For Nigerian tomato farmers, just getting the juicy red fruit to market is a gamble. As much as half of the West African nation’s 1.8 million tonnes of tomatoes produced each year is lost due to spoilage or damage during transport to domestic markets.
The tomato is a staple in Nigerian cooking and a symbol of the global challenge of food loss. As opposed to food waste - surplus food that is thrown out and a bigger problem for developed countries - the biggest challenge for many developing countries is what happens to the food before it reaches the customer.
“Nigeria is one of the largest agricultural producers in the world, so it isn’t only tomatoes. This is a huge market that is losing about half of everything it produces because there is no cold-chain infrastructure or processes in place to support an efficient supply chain,” says Annette Stube, Head of Sustainability, A.P. Moller - Maersk.
Helping reduce global food loss is one of three sustainability priorities in A.P. Moller - Maersk, along with reducing CO2 emissions and multiplying the benefits of trade.

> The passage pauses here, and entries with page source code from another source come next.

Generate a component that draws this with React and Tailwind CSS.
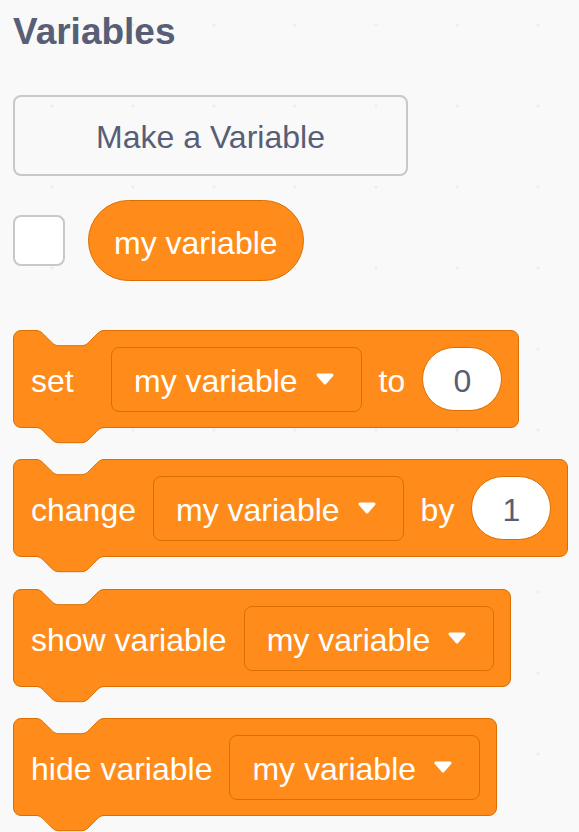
import React from "react";

const NOTCH =
  "c 3.8,0 5.7,1.9 7.6,3.8 l 7.6,7.6 c 1.9,1.9 3.8,3.8 7.6,3.8 h 22.8 c 3.8,0 5.7,-1.9 7.6,-3.8 l 7.6,-7.6 c 1.9,-1.9 3.8,-3.8 7.6,-3.8";

function TopNotch() {
  return (
    <svg className="absolute left-[22px] -top-px overflow-visible" width="69" height="18">
      <path d={`M0,0 L0,0.5 ${NOTCH} L68.4,0 Z`} fill="#f9f9f9" />
      <path d={`M0,0.5 ${NOTCH}`} fill="none" stroke="#db6e00" strokeWidth="1" />
    </svg>
  );
}

function BottomTab() {
  return (
    <svg className="absolute left-[22px] top-full overflow-visible" width="69" height="18">
      <path d={`M0,0 L0,0.5 ${NOTCH} L68.4,0 Z`} fill="#ff8c1a" />
      <path d={`M0,0.5 ${NOTCH}`} fill="none" stroke="#db6e00" strokeWidth="1" />
    </svg>
  );
}

function Dropdown() {
  return (
    <div className="flex h-[65px] items-center gap-[17px] rounded-[8px] border border-[#db6e00] bg-[#ff8c1a] pl-[22px] pr-[26px]">
      <span className="pt-[4px]">my variable</span>
      <svg width="20" height="14" viewBox="0 0 20 14">
        <path d="M3,3 H17 L10,11 Z" fill="#fff" stroke="#fff" strokeWidth="3" strokeLinejoin="round" />
      </svg>
    </div>
  );
}

function NumberInput({ value }) {
  return (
    <div className="flex h-[64px] w-[80px] items-center justify-center rounded-full border border-[#db6e00] bg-white pt-[4px] text-[#575e75]">
      {value}
    </div>
  );
}

function Block({ children, className = "" }) {
  return (
    <div
      className={`relative flex h-[98px] w-fit items-center gap-[17px] rounded-[8px] border border-[#db6e00] bg-[#ff8c1a] pl-[17px] pr-[16px] text-white ${className}`}
    >
      <TopNotch />
      {children}
      <BottomTab />
    </div>
  );
}

export default function App() {
  return (
    <div
      className="h-[832px] w-[579px] overflow-hidden bg-[#f9f9f9] bg-[radial-gradient(circle,#ebebeb_1px,transparent_1.6px)] bg-[length:81px_81px] bg-[position:11.5px_-15.5px] pl-[13px] pt-[13px] text-[32px] leading-none"
      style={{ fontFamily: '"Liberation Sans", Arial, sans-serif' }}
    >
      {/* Category title */}
      <h2 className="text-[37px] font-bold leading-none text-[#575e75]">Variables</h2>

      {/* Make a Variable */}
      <div className="mt-[45px] flex h-[81px] w-[395px] items-center justify-center rounded-[8px] border-2 border-[#c8c8c8] pt-[2px] text-[#575e75]">
        Make a Variable
      </div>

      {/* Checkbox + reporter */}
      <div className="mt-[24px] flex h-[81px] items-center gap-[23px]">
        <div className="h-[51px] w-[52px] rounded-[8px] border-2 border-[#c8c8c8] bg-white" />
        <div className="flex h-[81px] items-center rounded-full border border-[#db6e00] bg-[#ff8c1a] px-[25px] pt-[4px] text-white">
          my variable
        </div>
      </div>

      {/* Blocks */}
      <Block className="mt-[49px]">
        <span className="min-w-[63px] pt-[4px]">set</span>
        <Dropdown />
        <span className="pt-[4px]">to</span>
        <NumberInput value="0" />
      </Block>

      <Block className="mt-[31px]">
        <span className="pt-[4px]">change</span>
        <Dropdown />
        <span className="pt-[4px]">by</span>
        <NumberInput value="1" />
      </Block>

      <Block className="mt-[32px]">
        <span className="pt-[4px]">show variable</span>
        <Dropdown />
      </Block>

      <Block className="mt-[31px]">
        <span className="pt-[4px]">hide variable</span>
        <Dropdown />
      </Block>
    </div>
  );
}
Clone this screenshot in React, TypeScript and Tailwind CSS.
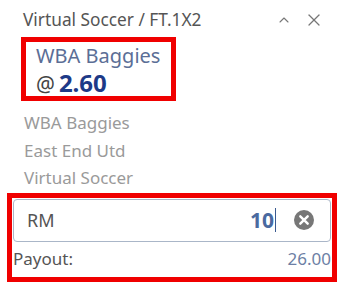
import { ChevronUp, X } from 'lucide-react';

const FONT = "font-['Noto_Sans','Open_Sans',sans-serif]";

export default function App() {
  return (
    <div className={`w-[348px] h-[291px] bg-white overflow-hidden ${FONT}`}>
      {/* Header */}
      <div className="flex items-center h-[37px] pl-[23px] pr-[24px] pt-[3px]">
        <span className="text-[17.3px] text-[#555] leading-none">Virtual Soccer / FT.1X2</span>
        <div className="ml-auto flex items-center gap-[12px] text-[#777]">
          <ChevronUp size={16} strokeWidth={1.6} />
          <X size={20} strokeWidth={1.5} />
        </div>
      </div>

      {/* Selection */}
      <div className="ml-[21px] w-[155px] h-[64px] border-[5px] border-[#f00000] pl-[10px] pt-[1px] flex flex-col">
        <div className="text-[20px] leading-[26px] text-[#5b6e96]">WBA Baggies</div>
        <div className="flex items-baseline leading-[27px]">
          <span className="text-[21px] text-[#444] mr-[4px]">@</span>
          <span className="text-[24px] font-bold text-[#1d3a87]">2.60</span>
        </div>
      </div>

      {/* Event details */}
      <div className="pl-[24px] pt-[8px] flex flex-col text-[17px] leading-[27.5px] text-[#9a9a9a]">
        <span>WBA Baggies</span>
        <span>East End Utd</span>
        <span>Virtual Soccer</span>
      </div>

      {/* Stake */}
      <div className="mt-[1px] ml-[7px] w-[330px] h-[89px] border-[5px] border-[#f00000] pt-[1px] px-[1px] flex flex-col">
        <div className="h-[43px] border border-[#aab6c8] rounded-[4px] flex items-center pl-[13px] pr-[16px]">
          <span className="text-[18px] text-[#555]">RM</span>
          <span className="ml-auto text-[21px] font-bold text-[#4a6aa0] leading-none">10</span>
          <span className="w-px h-[24px] bg-[#3a5a90] ml-[1px]" />
          <svg className="ml-[18px]" width="20" height="20" viewBox="0 0 20 20">
            <circle cx="10" cy="10" r="10" fill="#777" />
            <path d="M6.3 6.3 L13.7 13.7 M13.7 6.3 L6.3 13.7" stroke="#fff" strokeWidth="2.4" strokeLinecap="round" />
          </svg>
        </div>
        <div className="flex items-center justify-between h-[34px] text-[17px]">
          <span className="text-[#555]">Payout:</span>
          <span className="text-[#6d7fa5]">26.00</span>
        </div>
      </div>
    </div>
  );
}
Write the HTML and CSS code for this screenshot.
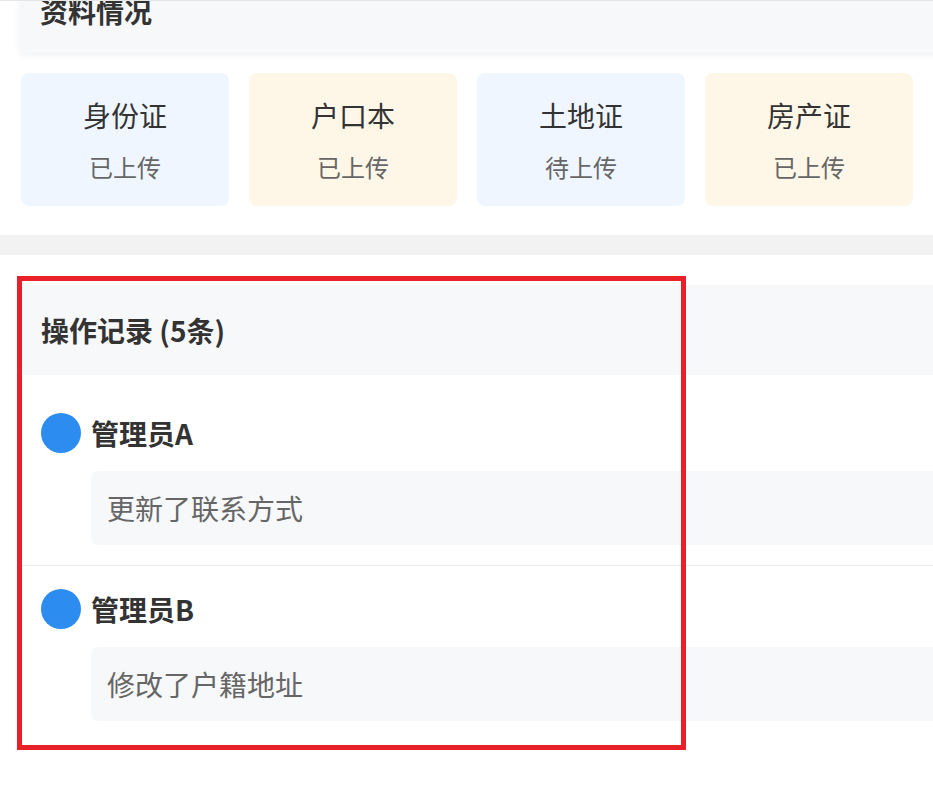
FILE: index.html
```html
<!DOCTYPE html>
<html lang="zh-CN">
<head>
  <meta charset="UTF-8" />
  <meta name="viewport" content="width=device-width, initial-scale=1" />
  <title>资料详情</title>
  <link rel="stylesheet" href="styles.css">
</head>
<body>
<div class="page">
  <div class="bloc-titre">资料情况</div>
  <div class="cartes">
    <div class="carte bleu">
      <div class="carte-nom">身份证</div>
      <div class="carte-etat">已上传</div>
    </div>
    <div class="carte jaune">
      <div class="carte-nom">户口本</div>
      <div class="carte-etat">已上传</div>
    </div>
    <div class="carte bleu">
      <div class="carte-nom">土地证</div>
      <div class="carte-etat">待上传</div>
    </div>
    <div class="carte jaune">
      <div class="carte-nom">房产证</div>
      <div class="carte-etat">已上传</div>
    </div>
  </div>
</div>
<div class="separateur"></div>
<div class="page">
  <div class="historique">
    <div class="bloc-titre">操作记录 (5条)</div>
    <div class="liste">
      <div class="ligne">
        <div class="auteur">
          <span class="point"></span>
          <span class="nom">管理员A</span>
        </div>
        <div class="action">更新了联系方式</div>
      </div>
      <div class="ligne">
        <div class="auteur">
          <span class="point"></span>
          <span class="nom">管理员B</span>
        </div>
        <div class="action">修改了户籍地址</div>
      </div>
    </div>
  </div>
</div>
<!-- cadre de surlignage -->
<div class="surligne"></div>
</body>
</html>
```

FILE: styles.css
```css
html {
  overflow: hidden;
}
body {
  margin: 0;
  background: #fff;
  color: #333;
  font-family: "Noto Sans CJK SC", "Noto Sans", sans-serif;
  border-top: 1px solid #e6e6e6;
}
.page {
  width: 1000px;
  padding-left: 20px;
}
.bloc-titre {
  background: #f7f8fa;
  padding-left: 21px;
  height: 90px;
  line-height: 90px;
  font-size: 28px;
  font-weight: bold;
  color: #333;
}
.page > .bloc-titre {
  margin-top: -33px;
  height: 85px;
  line-height: 86px;
  padding-left: 20px;
  box-shadow: 0 3px 8px rgba(0,0,0,0.05);
}
.cartes {
  display: flex;
  gap: 20px;
  padding: 20px 0 0 1px;
}
.carte {
  width: 208px;
  height: 133px;
  box-sizing: border-box;
  border-radius: 8px;
  padding-top: 24px;
  text-align: center;
}
.carte.bleu {
  background: #eff6ff;
}
.carte.jaune {
  background: #fef7e8;
}
.carte-nom {
  font-size: 28px;
  line-height: 36px;
  color: #333;
}
.carte-etat {
  margin-top: 19px;
  font-size: 24px;
  line-height: 30px;
  color: #666;
}
.separateur {
  height: 20px;
  background: #f2f2f2;
  margin: 29px 0 30px;
}
.liste {
  margin-top: 15px;
}
.ligne {
  padding: 23px 0 20px;
  border-bottom: 1px solid #ececec;
}
.ligne:last-child {
  border-bottom: none;
}
.auteur {
  display: flex;
  align-items: center;
  gap: 10px;
  padding-left: 21px;
  height: 40px;
}
.point {
  width: 40px;
  height: 40px;
  border-radius: 50%;
  background: #2d8cf0;
}
.nom {
  font-size: 28px;
  line-height: 40px;
  font-weight: bold;
  color: #333;
}
.action {
  margin: 18px 0 0 71px;
  height: 74px;
  line-height: 74px;
  padding-left: 16px;
  background: #f7f8fa;
  border-radius: 8px;
  font-size: 28px;
  color: #666;
}
.surligne {
  position: absolute;
  left: 17px;
  top: 276px;
  width: 669px;
  height: 474px;
  box-sizing: border-box;
  border: 5px solid #e8202a;
}
```
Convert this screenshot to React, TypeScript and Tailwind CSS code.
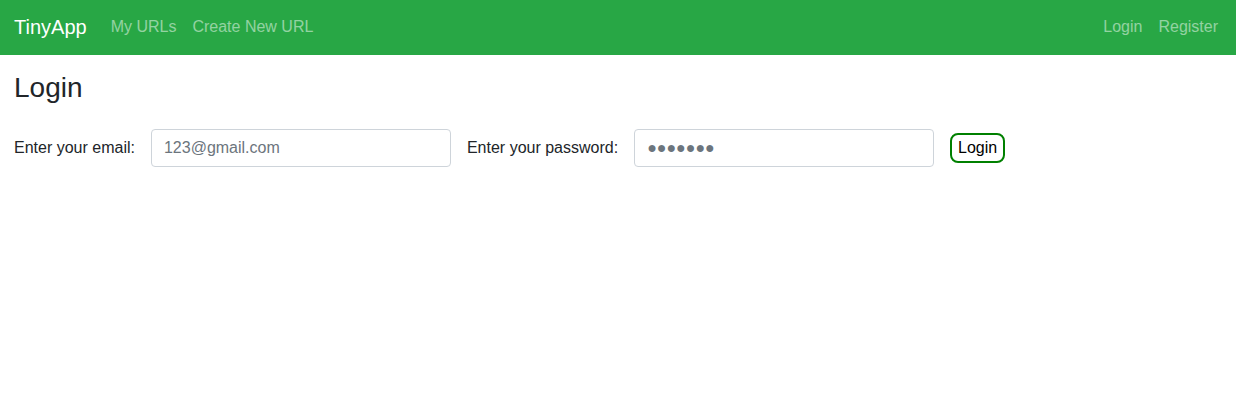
const NAV_LINK = "text-base text-white/50 hover:text-white/75";

const Navbar = () => {
  return (
    <nav className="flex h-[55px] w-full items-center justify-between bg-[#28a745] pb-[2px] pl-[14px] pr-[18px]">
      <div className="flex items-center">
        <a href="#" className="mr-6 text-xl text-white">
          TinyApp
        </a>
        <div className="flex items-center gap-4">
          <a href="#" className={NAV_LINK}>
            My URLs
          </a>
          <a href="#" className={NAV_LINK}>
            Create New URL
          </a>
        </div>
      </div>
      <div className="flex items-center gap-4">
        <a href="#" className={NAV_LINK}>
          Login
        </a>
        <a href="#" className={NAV_LINK}>
          Register
        </a>
      </div>
    </nav>
  );
};

const App = () => {
  return (
    <div
      className="min-h-[405px] bg-white text-[#212529]"
      style={{ fontFamily: '"Liberation Sans", Arial, sans-serif' }}
    >
      <Navbar />
      <main className="px-[14px] pt-[16px]">
        <h3 className="mb-[24px] text-[28px] leading-[1.2]">Login</h3>
        <form className="flex items-center" onSubmit={(e) => e.preventDefault()}>
          <label className="mr-4 text-base">Enter your email:</label>
          <input
            type="email"
            placeholder="123@gmail.com"
            className="mr-4 h-[38px] w-[300px] rounded border border-[#ced4da] px-3 text-base text-[#495057] outline-none placeholder:text-[#6c757d]"
          />
          <label className="mr-4 text-base">Enter your password:</label>
          <input
            type="password"
            placeholder="●●●●●●●"
            className="mr-4 h-[38px] w-[300px] rounded border border-[#ced4da] px-3 text-base text-[#495057] outline-none placeholder:text-[#6c757d]"
          />
          <button
            type="submit"
            className="h-[30px] w-[55px] rounded-lg border-2 border-[#008000] text-base text-black"
          >
            Login
          </button>
        </form>
      </main>
    </div>
  );
};

export default App;
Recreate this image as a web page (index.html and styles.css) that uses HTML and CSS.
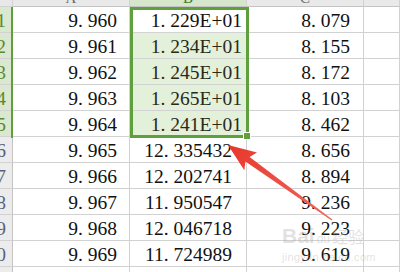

These issues represent the areas where A.P. Moller - Maersk wants to create shared value by proactively addressing big societal challenges in a way that draws on the company’s competencies as a transport and logistic company, enabling upside for the business as well. The 17 sustainable development goals that the United Nations laid out in 2015 for social, environmental and economic progress by 2030 are used as a key filter for which challenges society is focused on solving.